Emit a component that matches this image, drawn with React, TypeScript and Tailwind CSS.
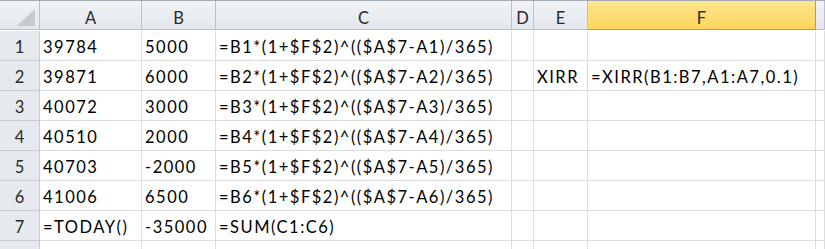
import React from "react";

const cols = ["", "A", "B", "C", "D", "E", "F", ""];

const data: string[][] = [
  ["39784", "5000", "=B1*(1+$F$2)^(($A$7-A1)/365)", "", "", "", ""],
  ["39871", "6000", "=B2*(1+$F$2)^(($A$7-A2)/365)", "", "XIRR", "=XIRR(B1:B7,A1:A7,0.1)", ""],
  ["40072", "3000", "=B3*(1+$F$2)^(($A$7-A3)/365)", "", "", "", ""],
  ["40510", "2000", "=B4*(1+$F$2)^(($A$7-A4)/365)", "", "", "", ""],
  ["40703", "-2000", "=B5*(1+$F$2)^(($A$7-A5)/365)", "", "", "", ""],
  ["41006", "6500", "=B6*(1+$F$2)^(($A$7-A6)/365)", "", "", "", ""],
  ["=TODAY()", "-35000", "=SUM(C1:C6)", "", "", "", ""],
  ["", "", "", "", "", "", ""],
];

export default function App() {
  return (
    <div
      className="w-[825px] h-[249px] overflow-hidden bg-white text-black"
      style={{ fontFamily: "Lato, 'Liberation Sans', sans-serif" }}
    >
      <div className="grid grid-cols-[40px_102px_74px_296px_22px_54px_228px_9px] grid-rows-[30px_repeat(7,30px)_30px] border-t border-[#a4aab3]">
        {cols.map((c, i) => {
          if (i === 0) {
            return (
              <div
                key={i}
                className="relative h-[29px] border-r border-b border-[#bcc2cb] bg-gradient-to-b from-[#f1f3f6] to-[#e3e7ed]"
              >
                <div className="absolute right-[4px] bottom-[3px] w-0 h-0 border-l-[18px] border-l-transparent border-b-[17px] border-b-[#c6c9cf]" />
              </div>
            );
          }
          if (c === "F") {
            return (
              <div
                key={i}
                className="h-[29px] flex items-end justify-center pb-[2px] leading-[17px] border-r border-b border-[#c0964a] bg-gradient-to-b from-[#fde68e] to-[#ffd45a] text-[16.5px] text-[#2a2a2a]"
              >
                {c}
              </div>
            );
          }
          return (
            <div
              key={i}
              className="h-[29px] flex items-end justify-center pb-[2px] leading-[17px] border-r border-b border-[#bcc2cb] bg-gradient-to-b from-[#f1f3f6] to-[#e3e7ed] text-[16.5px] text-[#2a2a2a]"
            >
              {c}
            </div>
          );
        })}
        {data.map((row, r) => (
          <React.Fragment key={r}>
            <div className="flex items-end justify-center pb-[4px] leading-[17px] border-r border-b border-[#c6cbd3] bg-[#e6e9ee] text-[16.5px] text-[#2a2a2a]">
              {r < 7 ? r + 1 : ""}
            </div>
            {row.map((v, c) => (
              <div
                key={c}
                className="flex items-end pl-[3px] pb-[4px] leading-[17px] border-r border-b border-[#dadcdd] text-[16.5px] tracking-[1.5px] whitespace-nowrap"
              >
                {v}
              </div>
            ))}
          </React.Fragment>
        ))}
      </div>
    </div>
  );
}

----

- AIM
Reproduce the material above in full and without alteration, but skip all pictures.

- COMPLETE RESPONSE
Emit a component that matches this image, drawn with React, TypeScript and Tailwind CSS.
import React from "react";

const cols = ["", "A", "B", "C", "D", "E", "F", ""];

const data: string[][] = [
  ["39784", "5000", "=B1*(1+$F$2)^(($A$7-A1)/365)", "", "", "", ""],
  ["39871", "6000", "=B2*(1+$F$2)^(($A$7-A2)/365)", "", "XIRR", "=XIRR(B1:B7,A1:A7,0.1)", ""],
  ["40072", "3000", "=B3*(1+$F$2)^(($A$7-A3)/365)", "", "", "", ""],
  ["40510", "2000", "=B4*(1+$F$2)^(($A$7-A4)/365)", "", "", "", ""],
  ["40703", "-2000", "=B5*(1+$F$2)^(($A$7-A5)/365)", "", "", "", ""],
  ["41006", "6500", "=B6*(1+$F$2)^(($A$7-A6)/365)", "", "", "", ""],
  ["=TODAY()", "-35000", "=SUM(C1:C6)", "", "", "", ""],
  ["", "", "", "", "", "", ""],
];

export default function App() {
  return (
    <div
      className="w-[825px] h-[249px] overflow-hidden bg-white text-black"
      style={{ fontFamily: "Lato, 'Liberation Sans', sans-serif" }}
    >
      <div className="grid grid-cols-[40px_102px_74px_296px_22px_54px_228px_9px] grid-rows-[30px_repeat(7,30px)_30px] border-t border-[#a4aab3]">
        {cols.map((c, i) => {
          if (i === 0) {
            return (
              <div
                key={i}
                className="relative h-[29px] border-r border-b border-[#bcc2cb] bg-gradient-to-b from-[#f1f3f6] to-[#e3e7ed]"
              >
                <div className="absolute right-[4px] bottom-[3px] w-0 h-0 border-l-[18px] border-l-transparent border-b-[17px] border-b-[#c6c9cf]" />
              </div>
            );
          }
          if (c === "F") {
            return (
              <div
                key={i}
                className="h-[29px] flex items-end justify-center pb-[2px] leading-[17px] border-r border-b border-[#c0964a] bg-gradient-to-b from-[#fde68e] to-[#ffd45a] text-[16.5px] text-[#2a2a2a]"
              >
                {c}
              </div>
            );
          }
          return (
            <div
              key={i}
              className="h-[29px] flex items-end justify-center pb-[2px] leading-[17px] border-r border-b border-[#bcc2cb] bg-gradient-to-b from-[#f1f3f6] to-[#e3e7ed] text-[16.5px] text-[#2a2a2a]"
            >
              {c}
            </div>
          );
        })}
        {data.map((row, r) => (
          <React.Fragment key={r}>
            <div className="flex items-end justify-center pb-[4px] leading-[17px] border-r border-b border-[#c6cbd3] bg-[#e6e9ee] text-[16.5px] text-[#2a2a2a]">
              {r < 7 ? r + 1 : ""}
            </div>
            {row.map((v, c) => (
              <div
                key={c}
                className="flex items-end pl-[3px] pb-[4px] leading-[17px] border-r border-b border-[#dadcdd] text-[16.5px] tracking-[1.5px] whitespace-nowrap"
              >
                {v}
              </div>
            ))}
          </React.Fragment>
        ))}
      </div>
    </div>
  );
}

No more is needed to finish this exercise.